COLLECTED DATA:
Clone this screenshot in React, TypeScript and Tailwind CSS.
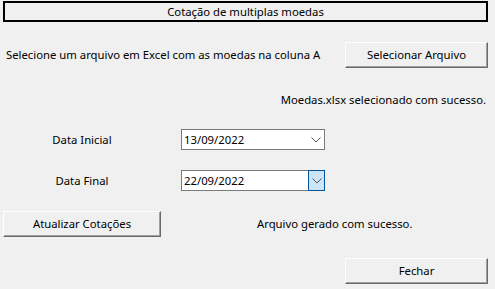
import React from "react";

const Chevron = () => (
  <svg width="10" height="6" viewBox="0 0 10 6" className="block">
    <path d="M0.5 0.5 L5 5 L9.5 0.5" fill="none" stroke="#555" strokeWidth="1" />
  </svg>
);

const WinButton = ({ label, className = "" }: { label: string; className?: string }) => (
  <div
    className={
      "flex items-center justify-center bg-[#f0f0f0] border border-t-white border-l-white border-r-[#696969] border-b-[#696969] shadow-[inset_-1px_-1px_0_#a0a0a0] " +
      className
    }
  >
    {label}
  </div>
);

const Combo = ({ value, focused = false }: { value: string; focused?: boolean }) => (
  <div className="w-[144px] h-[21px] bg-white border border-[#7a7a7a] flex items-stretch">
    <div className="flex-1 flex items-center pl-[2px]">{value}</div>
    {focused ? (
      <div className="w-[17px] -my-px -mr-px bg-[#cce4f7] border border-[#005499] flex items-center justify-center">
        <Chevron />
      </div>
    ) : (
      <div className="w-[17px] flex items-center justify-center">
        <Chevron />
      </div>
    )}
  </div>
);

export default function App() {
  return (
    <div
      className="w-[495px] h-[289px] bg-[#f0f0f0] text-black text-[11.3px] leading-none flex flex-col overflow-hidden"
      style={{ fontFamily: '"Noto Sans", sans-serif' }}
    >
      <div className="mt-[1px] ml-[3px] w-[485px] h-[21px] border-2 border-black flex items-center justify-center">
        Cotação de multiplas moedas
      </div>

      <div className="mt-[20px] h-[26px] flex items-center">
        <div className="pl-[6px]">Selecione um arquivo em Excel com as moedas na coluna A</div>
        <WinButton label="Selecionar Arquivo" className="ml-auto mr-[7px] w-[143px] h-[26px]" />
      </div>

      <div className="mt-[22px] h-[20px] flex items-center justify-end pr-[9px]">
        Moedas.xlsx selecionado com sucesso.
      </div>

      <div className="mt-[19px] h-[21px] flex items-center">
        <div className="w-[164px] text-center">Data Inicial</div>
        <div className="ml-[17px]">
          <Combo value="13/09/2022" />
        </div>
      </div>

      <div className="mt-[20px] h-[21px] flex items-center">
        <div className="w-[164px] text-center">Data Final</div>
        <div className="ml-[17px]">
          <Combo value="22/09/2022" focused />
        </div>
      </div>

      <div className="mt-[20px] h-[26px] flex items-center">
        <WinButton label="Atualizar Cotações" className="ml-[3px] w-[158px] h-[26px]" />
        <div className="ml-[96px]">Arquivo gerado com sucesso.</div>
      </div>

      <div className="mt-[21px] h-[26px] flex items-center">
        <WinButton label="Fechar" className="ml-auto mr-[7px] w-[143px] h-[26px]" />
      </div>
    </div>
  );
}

WHAT IS NEEDED: Pictures in the data above should not be copied; transcribe everything else exactly.

TASK RESULT:
Clone this screenshot in React, TypeScript and Tailwind CSS.
import React from "react";

const Chevron = () => (
  <svg width="10" height="6" viewBox="0 0 10 6" className="block">
    <path d="M0.5 0.5 L5 5 L9.5 0.5" fill="none" stroke="#555" strokeWidth="1" />
  </svg>
);

const WinButton = ({ label, className = "" }: { label: string; className?: string }) => (
  <div
    className={
      "flex items-center justify-center bg-[#f0f0f0] border border-t-white border-l-white border-r-[#696969] border-b-[#696969] shadow-[inset_-1px_-1px_0_#a0a0a0] " +
      className
    }
  >
    {label}
  </div>
);

const Combo = ({ value, focused = false }: { value: string; focused?: boolean }) => (
  <div className="w-[144px] h-[21px] bg-white border border-[#7a7a7a] flex items-stretch">
    <div className="flex-1 flex items-center pl-[2px]">{value}</div>
    {focused ? (
      <div className="w-[17px] -my-px -mr-px bg-[#cce4f7] border border-[#005499] flex items-center justify-center">
        <Chevron />
      </div>
    ) : (
      <div className="w-[17px] flex items-center justify-center">
        <Chevron />
      </div>
    )}
  </div>
);

export default function App() {
  return (
    <div
      className="w-[495px] h-[289px] bg-[#f0f0f0] text-black text-[11.3px] leading-none flex flex-col overflow-hidden"
      style={{ fontFamily: '"Noto Sans", sans-serif' }}
    >
      <div className="mt-[1px] ml-[3px] w-[485px] h-[21px] border-2 border-black flex items-center justify-center">
        Cotação de multiplas moedas
      </div>

      <div className="mt-[20px] h-[26px] flex items-center">
        <div className="pl-[6px]">Selecione um arquivo em Excel com as moedas na coluna A</div>
        <WinButton label="Selecionar Arquivo" className="ml-auto mr-[7px] w-[143px] h-[26px]" />
      </div>

      <div className="mt-[22px] h-[20px] flex items-center justify-end pr-[9px]">
        Moedas.xlsx selecionado com sucesso.
      </div>

      <div className="mt-[19px] h-[21px] flex items-center">
        <div className="w-[164px] text-center">Data Inicial</div>
        <div className="ml-[17px]">
          <Combo value="13/09/2022" />
        </div>
      </div>

      <div className="mt-[20px] h-[21px] flex items-center">
        <div className="w-[164px] text-center">Data Final</div>
        <div className="ml-[17px]">
          <Combo value="22/09/2022" focused />
        </div>
      </div>

      <div className="mt-[20px] h-[26px] flex items-center">
        <WinButton label="Atualizar Cotações" className="ml-[3px] w-[158px] h-[26px]" />
        <div className="ml-[96px]">Arquivo gerado com sucesso.</div>
      </div>

      <div className="mt-[21px] h-[26px] flex items-center">
        <WinButton label="Fechar" className="ml-auto mr-[7px] w-[143px] h-[26px]" />
      </div>
    </div>
  );
}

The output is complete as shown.